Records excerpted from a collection

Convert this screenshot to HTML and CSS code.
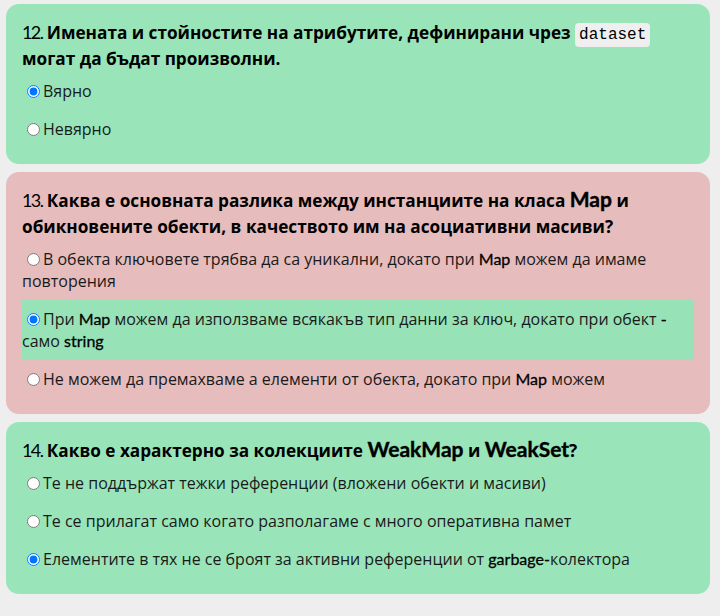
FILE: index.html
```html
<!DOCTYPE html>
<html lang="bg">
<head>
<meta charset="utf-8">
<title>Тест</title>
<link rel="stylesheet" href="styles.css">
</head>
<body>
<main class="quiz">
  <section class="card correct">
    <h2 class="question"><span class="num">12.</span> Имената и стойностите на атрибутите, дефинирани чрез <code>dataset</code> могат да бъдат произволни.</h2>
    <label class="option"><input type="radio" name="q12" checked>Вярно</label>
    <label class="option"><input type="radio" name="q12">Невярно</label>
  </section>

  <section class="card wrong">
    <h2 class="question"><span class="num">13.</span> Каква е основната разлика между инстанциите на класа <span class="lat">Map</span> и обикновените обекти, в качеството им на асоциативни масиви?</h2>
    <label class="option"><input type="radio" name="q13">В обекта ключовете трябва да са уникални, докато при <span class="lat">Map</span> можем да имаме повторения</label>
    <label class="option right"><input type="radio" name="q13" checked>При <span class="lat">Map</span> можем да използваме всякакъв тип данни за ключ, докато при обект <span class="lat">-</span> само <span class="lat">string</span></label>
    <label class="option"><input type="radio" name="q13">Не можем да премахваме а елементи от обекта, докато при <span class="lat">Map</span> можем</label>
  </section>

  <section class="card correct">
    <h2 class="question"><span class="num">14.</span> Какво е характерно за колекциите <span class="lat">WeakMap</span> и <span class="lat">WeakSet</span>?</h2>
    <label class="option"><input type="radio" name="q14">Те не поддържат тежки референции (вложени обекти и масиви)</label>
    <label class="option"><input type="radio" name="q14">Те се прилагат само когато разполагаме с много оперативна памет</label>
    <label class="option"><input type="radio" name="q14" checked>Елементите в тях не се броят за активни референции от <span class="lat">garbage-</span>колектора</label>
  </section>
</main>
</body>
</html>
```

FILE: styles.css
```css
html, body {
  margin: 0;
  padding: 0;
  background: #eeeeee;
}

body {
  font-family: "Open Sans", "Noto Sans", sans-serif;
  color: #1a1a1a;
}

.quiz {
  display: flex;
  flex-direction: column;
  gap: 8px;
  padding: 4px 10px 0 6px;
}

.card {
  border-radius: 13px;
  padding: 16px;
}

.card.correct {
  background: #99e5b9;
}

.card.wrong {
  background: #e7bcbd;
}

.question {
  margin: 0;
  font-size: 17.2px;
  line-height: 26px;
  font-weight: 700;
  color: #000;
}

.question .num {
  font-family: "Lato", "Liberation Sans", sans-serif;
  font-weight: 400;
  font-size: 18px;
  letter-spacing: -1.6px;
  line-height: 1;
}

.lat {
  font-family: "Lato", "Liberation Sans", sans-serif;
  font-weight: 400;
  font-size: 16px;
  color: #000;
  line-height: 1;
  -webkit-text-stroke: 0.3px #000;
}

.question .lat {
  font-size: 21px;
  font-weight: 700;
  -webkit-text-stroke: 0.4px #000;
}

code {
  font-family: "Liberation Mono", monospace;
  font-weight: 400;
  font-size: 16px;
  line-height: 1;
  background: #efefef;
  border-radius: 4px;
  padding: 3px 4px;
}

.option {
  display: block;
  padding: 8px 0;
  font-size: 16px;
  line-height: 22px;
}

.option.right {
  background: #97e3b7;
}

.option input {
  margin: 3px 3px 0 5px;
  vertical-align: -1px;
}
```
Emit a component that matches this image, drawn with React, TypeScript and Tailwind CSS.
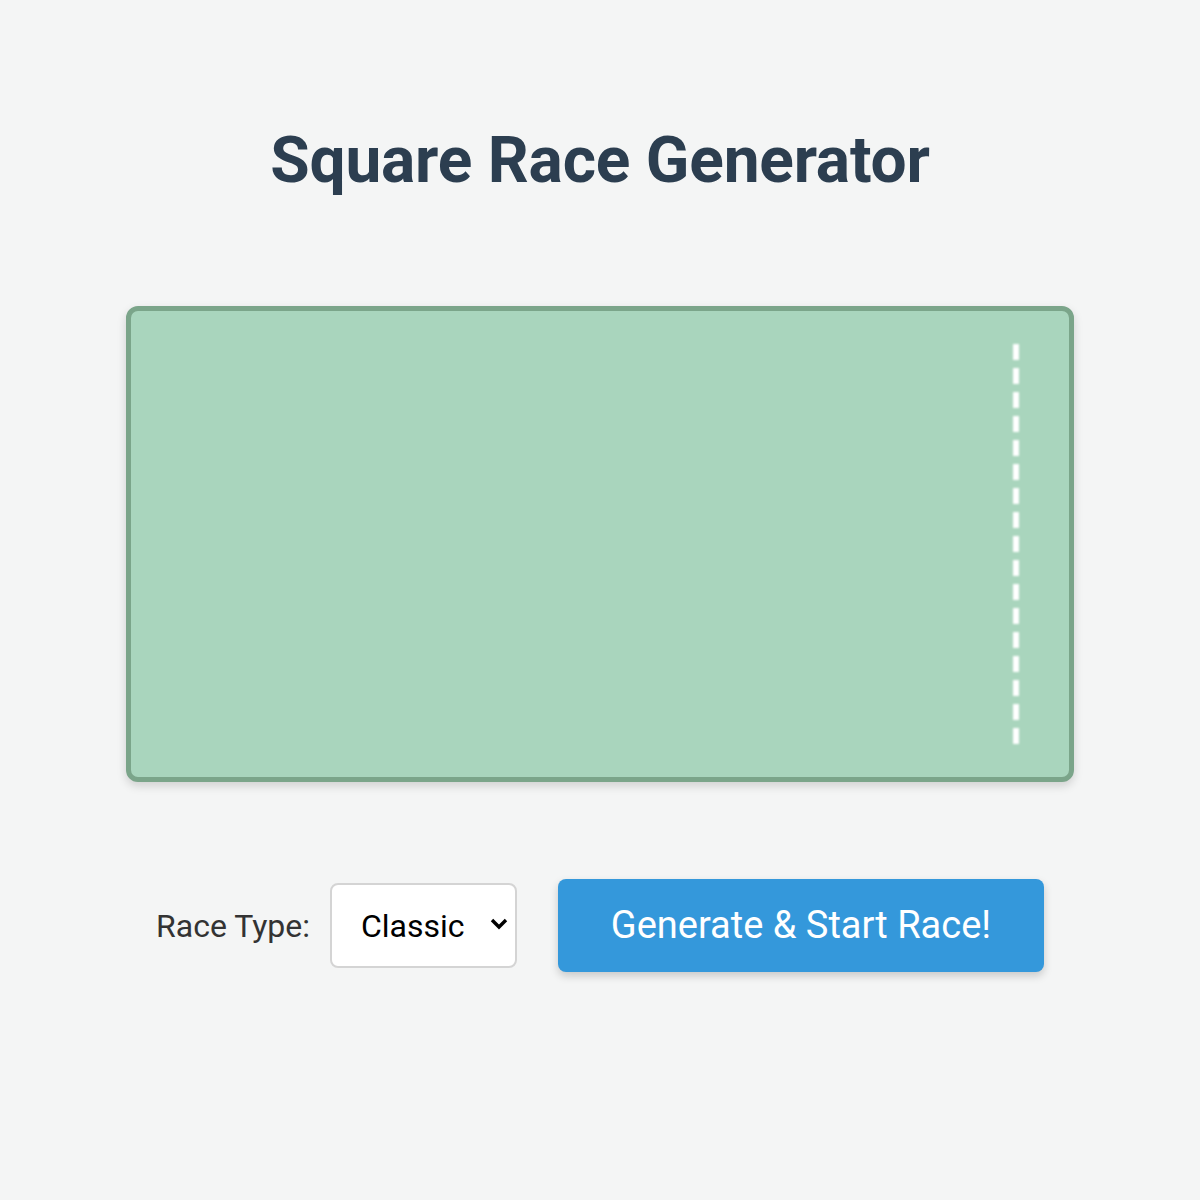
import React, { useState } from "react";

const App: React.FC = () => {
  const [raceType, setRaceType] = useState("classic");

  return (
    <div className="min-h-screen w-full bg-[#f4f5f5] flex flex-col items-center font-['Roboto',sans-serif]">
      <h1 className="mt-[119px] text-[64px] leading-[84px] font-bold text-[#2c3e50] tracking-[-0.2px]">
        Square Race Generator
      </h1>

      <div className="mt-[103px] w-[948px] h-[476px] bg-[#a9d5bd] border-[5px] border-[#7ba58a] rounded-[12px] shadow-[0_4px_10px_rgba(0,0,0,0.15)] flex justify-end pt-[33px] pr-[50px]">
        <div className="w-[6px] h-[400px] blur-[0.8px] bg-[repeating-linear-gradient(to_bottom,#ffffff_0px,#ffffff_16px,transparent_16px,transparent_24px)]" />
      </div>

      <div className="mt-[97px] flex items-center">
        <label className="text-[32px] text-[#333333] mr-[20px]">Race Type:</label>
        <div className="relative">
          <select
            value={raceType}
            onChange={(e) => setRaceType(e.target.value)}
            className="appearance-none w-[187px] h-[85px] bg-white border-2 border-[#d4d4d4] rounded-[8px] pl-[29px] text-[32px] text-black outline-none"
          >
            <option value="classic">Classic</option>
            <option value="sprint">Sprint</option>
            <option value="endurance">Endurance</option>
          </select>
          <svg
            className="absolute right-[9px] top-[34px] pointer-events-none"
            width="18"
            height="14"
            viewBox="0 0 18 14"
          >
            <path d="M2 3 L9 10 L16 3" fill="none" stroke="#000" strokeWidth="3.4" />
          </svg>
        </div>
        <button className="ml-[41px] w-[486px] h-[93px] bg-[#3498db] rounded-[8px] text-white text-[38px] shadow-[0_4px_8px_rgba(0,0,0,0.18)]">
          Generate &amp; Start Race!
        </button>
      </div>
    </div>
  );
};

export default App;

* _The exercise_:
Omit the pictures. Transcribe every record exactly.

* _Result of this exercise_:
Convert this screenshot to HTML and CSS code.
FILE: index.html
```html
<!DOCTYPE html>
<html lang="bg">
<head>
<meta charset="utf-8">
<title>Тест</title>
<link rel="stylesheet" href="styles.css">
</head>
<body>
<main class="quiz">
  <section class="card correct">
    <h2 class="question"><span class="num">12.</span> Имената и стойностите на атрибутите, дефинирани чрез <code>dataset</code> могат да бъдат произволни.</h2>
    <label class="option"><input type="radio" name="q12" checked>Вярно</label>
    <label class="option"><input type="radio" name="q12">Невярно</label>
  </section>

  <section class="card wrong">
    <h2 class="question"><span class="num">13.</span> Каква е основната разлика между инстанциите на класа <span class="lat">Map</span> и обикновените обекти, в качеството им на асоциативни масиви?</h2>
    <label class="option"><input type="radio" name="q13">В обекта ключовете трябва да са уникални, докато при <span class="lat">Map</span> можем да имаме повторения</label>
    <label class="option right"><input type="radio" name="q13" checked>При <span class="lat">Map</span> можем да използваме всякакъв тип данни за ключ, докато при обект <span class="lat">-</span> само <span class="lat">string</span></label>
    <label class="option"><input type="radio" name="q13">Не можем да премахваме а елементи от обекта, докато при <span class="lat">Map</span> можем</label>
  </section>

  <section class="card correct">
    <h2 class="question"><span class="num">14.</span> Какво е характерно за колекциите <span class="lat">WeakMap</span> и <span class="lat">WeakSet</span>?</h2>
    <label class="option"><input type="radio" name="q14">Те не поддържат тежки референции (вложени обекти и масиви)</label>
    <label class="option"><input type="radio" name="q14">Те се прилагат само когато разполагаме с много оперативна памет</label>
    <label class="option"><input type="radio" name="q14" checked>Елементите в тях не се броят за активни референции от <span class="lat">garbage-</span>колектора</label>
  </section>
</main>
</body>
</html>
```

FILE: styles.css
```css
html, body {
  margin: 0;
  padding: 0;
  background: #eeeeee;
}

body {
  font-family: "Open Sans", "Noto Sans", sans-serif;
  color: #1a1a1a;
}

.quiz {
  display: flex;
  flex-direction: column;
  gap: 8px;
  padding: 4px 10px 0 6px;
}

.card {
  border-radius: 13px;
  padding: 16px;
}

.card.correct {
  background: #99e5b9;
}

.card.wrong {
  background: #e7bcbd;
}

.question {
  margin: 0;
  font-size: 17.2px;
  line-height: 26px;
  font-weight: 700;
  color: #000;
}

.question .num {
  font-family: "Lato", "Liberation Sans", sans-serif;
  font-weight: 400;
  font-size: 18px;
  letter-spacing: -1.6px;
  line-height: 1;
}

.lat {
  font-family: "Lato", "Liberation Sans", sans-serif;
  font-weight: 400;
  font-size: 16px;
  color: #000;
  line-height: 1;
  -webkit-text-stroke: 0.3px #000;
}

.question .lat {
  font-size: 21px;
  font-weight: 700;
  -webkit-text-stroke: 0.4px #000;
}

code {
  font-family: "Liberation Mono", monospace;
  font-weight: 400;
  font-size: 16px;
  line-height: 1;
  background: #efefef;
  border-radius: 4px;
  padding: 3px 4px;
}

.option {
  display: block;
  padding: 8px 0;
  font-size: 16px;
  line-height: 22px;
}

.option.right {
  background: #97e3b7;
}

.option input {
  margin: 3px 3px 0 5px;
  vertical-align: -1px;
}
```
Emit a component that matches this image, drawn with React, TypeScript and Tailwind CSS.
import React, { useState } from "react";

const App: React.FC = () => {
  const [raceType, setRaceType] = useState("classic");

  return (
    <div className="min-h-screen w-full bg-[#f4f5f5] flex flex-col items-center font-['Roboto',sans-serif]">
      <h1 className="mt-[119px] text-[64px] leading-[84px] font-bold text-[#2c3e50] tracking-[-0.2px]">
        Square Race Generator
      </h1>

      <div className="mt-[103px] w-[948px] h-[476px] bg-[#a9d5bd] border-[5px] border-[#7ba58a] rounded-[12px] shadow-[0_4px_10px_rgba(0,0,0,0.15)] flex justify-end pt-[33px] pr-[50px]">
        <div className="w-[6px] h-[400px] blur-[0.8px] bg-[repeating-linear-gradient(to_bottom,#ffffff_0px,#ffffff_16px,transparent_16px,transparent_24px)]" />
      </div>

      <div className="mt-[97px] flex items-center">
        <label className="text-[32px] text-[#333333] mr-[20px]">Race Type:</label>
        <div className="relative">
          <select
            value={raceType}
            onChange={(e) => setRaceType(e.target.value)}
            className="appearance-none w-[187px] h-[85px] bg-white border-2 border-[#d4d4d4] rounded-[8px] pl-[29px] text-[32px] text-black outline-none"
          >
            <option value="classic">Classic</option>
            <option value="sprint">Sprint</option>
            <option value="endurance">Endurance</option>
          </select>
          <svg
            className="absolute right-[9px] top-[34px] pointer-events-none"
            width="18"
            height="14"
            viewBox="0 0 18 14"
          >
            <path d="M2 3 L9 10 L16 3" fill="none" stroke="#000" strokeWidth="3.4" />
          </svg>
        </div>
        <button className="ml-[41px] w-[486px] h-[93px] bg-[#3498db] rounded-[8px] text-white text-[38px] shadow-[0_4px_8px_rgba(0,0,0,0.18)]">
          Generate &amp; Start Race!
        </button>
      </div>
    </div>
  );
};

export default App;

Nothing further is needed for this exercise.